Le aziende che offrono prodotti di qualità possono avere momenti di difficoltà contingente sul mercato, ma resistono nel tempo. Una scarpa di bella fattura, ad esempio, certamente ha bisogno di essere conosciuta e pubblicizzata, ma alla fine s’impone da sola se viene riconosciuta come un prodotto valido. Al contrario se il prodotto è costruito totalmente sulla propria immagine individuale, il tempo e il minimo errore di “comunicazione” diventano fatali soprattutto se si ha avuto la pretesa di ergersi a modello etico di giustizia, correttezza e generosità.

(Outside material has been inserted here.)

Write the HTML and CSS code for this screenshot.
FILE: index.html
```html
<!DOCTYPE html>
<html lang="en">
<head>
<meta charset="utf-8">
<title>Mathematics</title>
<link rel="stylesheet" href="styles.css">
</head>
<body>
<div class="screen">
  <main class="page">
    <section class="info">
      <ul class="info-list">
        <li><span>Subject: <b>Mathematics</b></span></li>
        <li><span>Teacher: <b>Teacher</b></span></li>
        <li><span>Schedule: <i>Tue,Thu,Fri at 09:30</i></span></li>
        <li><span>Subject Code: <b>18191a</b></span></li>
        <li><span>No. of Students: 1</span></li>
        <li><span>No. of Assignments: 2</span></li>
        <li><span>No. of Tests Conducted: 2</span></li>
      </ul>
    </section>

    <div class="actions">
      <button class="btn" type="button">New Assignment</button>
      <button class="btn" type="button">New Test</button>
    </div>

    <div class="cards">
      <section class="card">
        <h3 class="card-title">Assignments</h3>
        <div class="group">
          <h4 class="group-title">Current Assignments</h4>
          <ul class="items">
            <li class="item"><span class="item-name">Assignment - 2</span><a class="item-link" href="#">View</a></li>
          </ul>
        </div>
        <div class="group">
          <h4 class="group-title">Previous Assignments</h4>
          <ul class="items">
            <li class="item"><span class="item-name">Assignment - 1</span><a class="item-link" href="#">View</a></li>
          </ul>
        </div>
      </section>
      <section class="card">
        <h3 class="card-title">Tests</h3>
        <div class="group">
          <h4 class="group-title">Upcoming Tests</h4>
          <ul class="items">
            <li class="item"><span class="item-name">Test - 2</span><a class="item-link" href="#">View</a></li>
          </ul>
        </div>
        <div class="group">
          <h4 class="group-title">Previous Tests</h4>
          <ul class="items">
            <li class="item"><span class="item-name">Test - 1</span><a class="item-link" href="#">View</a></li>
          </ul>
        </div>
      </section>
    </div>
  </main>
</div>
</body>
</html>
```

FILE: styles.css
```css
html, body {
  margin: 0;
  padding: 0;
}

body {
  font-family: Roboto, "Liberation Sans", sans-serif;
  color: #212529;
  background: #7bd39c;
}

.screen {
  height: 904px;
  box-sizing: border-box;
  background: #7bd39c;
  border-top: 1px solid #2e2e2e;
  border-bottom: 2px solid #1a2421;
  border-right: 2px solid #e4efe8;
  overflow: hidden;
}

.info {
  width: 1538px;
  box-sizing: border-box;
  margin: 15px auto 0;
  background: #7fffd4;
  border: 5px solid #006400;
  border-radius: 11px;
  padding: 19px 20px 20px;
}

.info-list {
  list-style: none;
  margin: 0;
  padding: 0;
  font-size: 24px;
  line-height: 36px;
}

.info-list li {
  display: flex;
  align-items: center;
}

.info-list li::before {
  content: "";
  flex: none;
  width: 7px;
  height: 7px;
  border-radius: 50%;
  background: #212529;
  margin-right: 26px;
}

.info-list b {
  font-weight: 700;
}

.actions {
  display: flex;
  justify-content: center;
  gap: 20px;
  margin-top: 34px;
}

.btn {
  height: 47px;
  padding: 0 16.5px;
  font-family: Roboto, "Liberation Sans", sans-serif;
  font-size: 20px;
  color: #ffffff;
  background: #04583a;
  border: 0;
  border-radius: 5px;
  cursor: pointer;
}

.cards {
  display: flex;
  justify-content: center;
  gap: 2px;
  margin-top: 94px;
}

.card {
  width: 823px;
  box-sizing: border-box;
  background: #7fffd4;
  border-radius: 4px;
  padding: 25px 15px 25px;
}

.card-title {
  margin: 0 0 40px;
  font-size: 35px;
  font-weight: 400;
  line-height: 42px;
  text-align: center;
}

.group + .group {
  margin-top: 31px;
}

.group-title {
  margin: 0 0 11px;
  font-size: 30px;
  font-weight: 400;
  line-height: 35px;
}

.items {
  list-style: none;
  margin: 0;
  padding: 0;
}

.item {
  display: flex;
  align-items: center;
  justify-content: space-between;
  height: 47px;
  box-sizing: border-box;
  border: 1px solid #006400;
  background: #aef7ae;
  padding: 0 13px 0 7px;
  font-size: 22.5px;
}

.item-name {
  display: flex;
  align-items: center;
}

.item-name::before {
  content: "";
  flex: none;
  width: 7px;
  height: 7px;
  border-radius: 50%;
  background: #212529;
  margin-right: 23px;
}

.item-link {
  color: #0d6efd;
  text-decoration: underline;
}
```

Se il core business dell’impresa è totalmente costruito sul numero di follower che seguono te, la tua vita, i tuoi figli e la malattia dei tuoi cari, rendendo totalmente pubblica la tua vita privata, potrai fingere di vivere in una soap opera felice dove tutto va a buon fine, ma non potrai mai permetterti di tradire la fiducia dei tuoi seguaci. L’arroganza poi che il potere economico e di influenza ottenuto rendano la reputazione inossidabile diventa la pietra tombale che oscura la luce, in questo caso non propria, ma riflessa dal numero di follower.

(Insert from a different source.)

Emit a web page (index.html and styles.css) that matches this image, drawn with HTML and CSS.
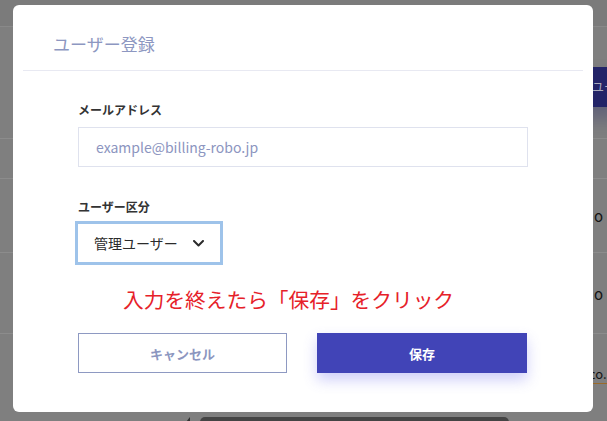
FILE: index.html
```html
<!DOCTYPE html>
<html lang="ja">
<head>
<meta charset="utf-8">
<title>ユーザー登録</title>
<link rel="stylesheet" href="styles.css">
</head>
<body>
<div class="page">
  <div class="topbar"></div>
  <div class="actions">
    <div class="bg-button">ユー</div>
  </div>
  <div class="bg-table">
    <div class="bg-row bg-row-head"></div>
    <div class="bg-row bg-row-1"><span class="bg-cell">o</span></div>
    <div class="bg-row bg-row-2"><span class="bg-cell">o</span></div>
    <div class="bg-row bg-row-3"><span class="bg-cell bg-link">co.</span></div>
  </div>
  <div class="bg-footer">
    <span class="bg-tri"></span>
    <span class="bg-scroll"></span>
  </div>
</div>

<div class="modal">
  <div class="modal-header">
    <h1 class="modal-title">ユーザー登録</h1>
  </div>
  <div class="modal-divider"></div>
  <div class="modal-body">
    <label class="field-label label-email">メールアドレス</label>
    <input class="text-input" type="text" placeholder="example@billing-robo.jp">
    <label class="field-label label-type">ユーザー区分</label>
    <div class="select-box">
      <span class="select-value">管理ユーザー</span>
      <svg class="chevron" width="11" height="7" viewBox="0 0 11 7"><polyline points="1,1 5.5,5.5 10,1" fill="none" stroke="#2b2b2b" stroke-width="2" stroke-linecap="round" stroke-linejoin="round"/></svg>
    </div>
    <p class="note">入力を終えたら「保存」をクリック</p>
    <div class="button-row">
      <button class="btn btn-cancel">キャンセル</button>
      <button class="btn btn-save">保存</button>
    </div>
  </div>
</div>
</body>
</html>
```

FILE: styles.css
```css
html, body {
  margin: 0;
  padding: 0;
}
body {
  width: 607px;
  height: 421px;
  overflow: hidden;
  background: #7f7f7f;
  font-family: "Noto Sans CJK JP", "Noto Sans", sans-serif;
  position: relative;
}

/* background page (dimmed) */
.page {
  width: 607px;
  height: 421px;
  overflow: hidden;
}
.topbar {
  height: 26px;
  background: #7b7b7b;
  border-bottom: 1px solid #898989;
}
.actions {
  display: flex;
  padding-top: 40px;
  padding-left: 578px;
  height: 71px;
}
.bg-button {
  flex: none;
  width: 29px;
  height: 40px;
  background: #232468;
  color: #a9aabc;
  font-size: 12px;
  line-height: 40px;
  padding-left: 14px;
  white-space: nowrap;
  overflow: hidden;
  box-shadow: 0 12px 18px rgba(40, 42, 110, 0.35);
}
.bg-row {
  border-top: 1px solid #8c8c8c;
  display: flex;
  align-items: center;
  padding-left: 594px;
  font-size: 15px;
  color: #141414;
  white-space: nowrap;
}
.bg-row-head { height: 39px; }
.bg-row-1 { height: 73px; }
.bg-row-2 { height: 80px; }
.bg-row-3 { height: 79px; padding-left: 589px; font-size: 13px; }
.bg-link {
  border-bottom: 1px solid #9a6a2a;
}
.bg-footer {
  display: flex;
  align-items: flex-end;
  height: 9px;
  padding-left: 186px;
  gap: 10px;
}
.bg-tri {
  width: 0;
  height: 0;
  border-left: 4px solid transparent;
  border-bottom: 5px solid #333;
}
.bg-scroll {
  width: 309px;
  height: 5px;
  background: #444;
  border-radius: 5px 5px 0 0;
}

/* modal */
.modal {
  position: absolute;
  left: 13px;
  top: 5px;
  width: 580px;
  height: 407px;
  background: #fff;
  border-radius: 6px;
  display: flex;
  flex-direction: column;
}
.modal-header {
  height: 53px;
  padding-top: 12px;
  padding-left: 40px;
  display: flex;
  align-items: center;
}
.modal-title {
  margin: 0;
  font-size: 17px;
  font-weight: 400;
  color: #8d97c1;
  line-height: 20px;
}
.modal-divider {
  height: 1px;
  margin: 0 10px;
  background: #e8e9f2;
}
.modal-body {
  padding: 0 65px;
  display: flex;
  flex-direction: column;
  align-items: flex-start;
}
.field-label {
  display: block;
  font-size: 12px;
  font-weight: 700;
  color: #333;
  line-height: 16px;
  height: 16px;
}
.label-email { margin-top: 31px; }
.label-type { margin-top: 32px; }
.text-input {
  margin-top: 9px;
  width: 450px;
  height: 40px;
  box-sizing: border-box;
  border: 1px solid #dfe2ee;
  border-radius: 0;
  padding: 0 17px;
  font-family: "Noto Sans CJK JP", "Noto Sans", sans-serif;
  font-size: 14px;
  color: #333;
  outline: none;
}
.text-input::placeholder {
  color: #8c95c0;
  opacity: 1;
}
.select-box {
  margin-top: 6px;
  margin-left: -3px;
  width: 148px;
  height: 44px;
  box-sizing: border-box;
  border: 3px solid #9ec3ea;
  display: flex;
  align-items: center;
  padding-left: 16px;
  gap: 15px;
}
.select-value {
  font-size: 14px;
  color: #2b2b2b;
  line-height: 20px;
  white-space: nowrap;
}
.chevron {
  flex: none;
  display: block;
}
.note {
  margin: 19px 0 0 45px;
  font-size: 20.7px;
  line-height: 30px;
  color: #e62129;
  white-space: nowrap;
}
.button-row {
  margin-top: 19px;
  display: flex;
  gap: 30px;
}
.btn {
  flex: none;
  height: 40px;
  box-sizing: border-box;
  font-family: "Noto Sans CJK JP", "Noto Sans", sans-serif;
  font-size: 13px;
  font-weight: 700;
  border-radius: 0;
  padding: 0;
  cursor: pointer;
}
.btn-cancel {
  width: 209px;
  background: #fff;
  border: 1px solid #8e99c2;
  color: #8c96bf;
}
.btn-save {
  width: 210px;
  background: #4144b7;
  border: none;
  color: #fff;
  box-shadow: 0 7px 14px rgba(95, 95, 235, 0.3);
}
```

L’errore nasce non tanto nel momento in cui l’imprenditrice digitale rende pubblica la propria esistenza, ma quando comincia a prendere posizione politica, quando pretende di influenzare il pensiero comune e soprattutto quando comincia a fare la morale. Una morale che tra l’altro non è la sua, ma è stata copiata e incollata dai trend culturali dominanti più seguiti sui social utili a raccogliere like. La riprova che abbia puntato sulla propria immagine associata ad una perfetta condotta morale da imitare sta nel fatto che da quando è scoppiato “il caso Pandoro”, l’imprenditrice digitale abbia smesso di postare contenuti sui social soprattutto dopo lo studiatissimo “video del maglioncino grigio” divenuto virale ma criticatissimo. Un disperato tentativo di scuse per recuperare consenso passando per vittima assolutamente mal riuscito.

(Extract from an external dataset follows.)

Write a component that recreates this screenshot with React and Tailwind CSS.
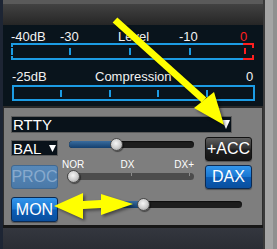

Se il personaggio non è totalmente genuino e coerente, e nessuno lo può essere, prima o poi cade facendosi tanto più male quanto più è in alto. Che non fosse un personaggio genuino noi l’avevamo capito dal minuto uno e ci chiediamo come abbia potuto ingannare i milioni di follower che hanno cominciato a seguirla, ma ora la maschera è caduta facendo molto rumore.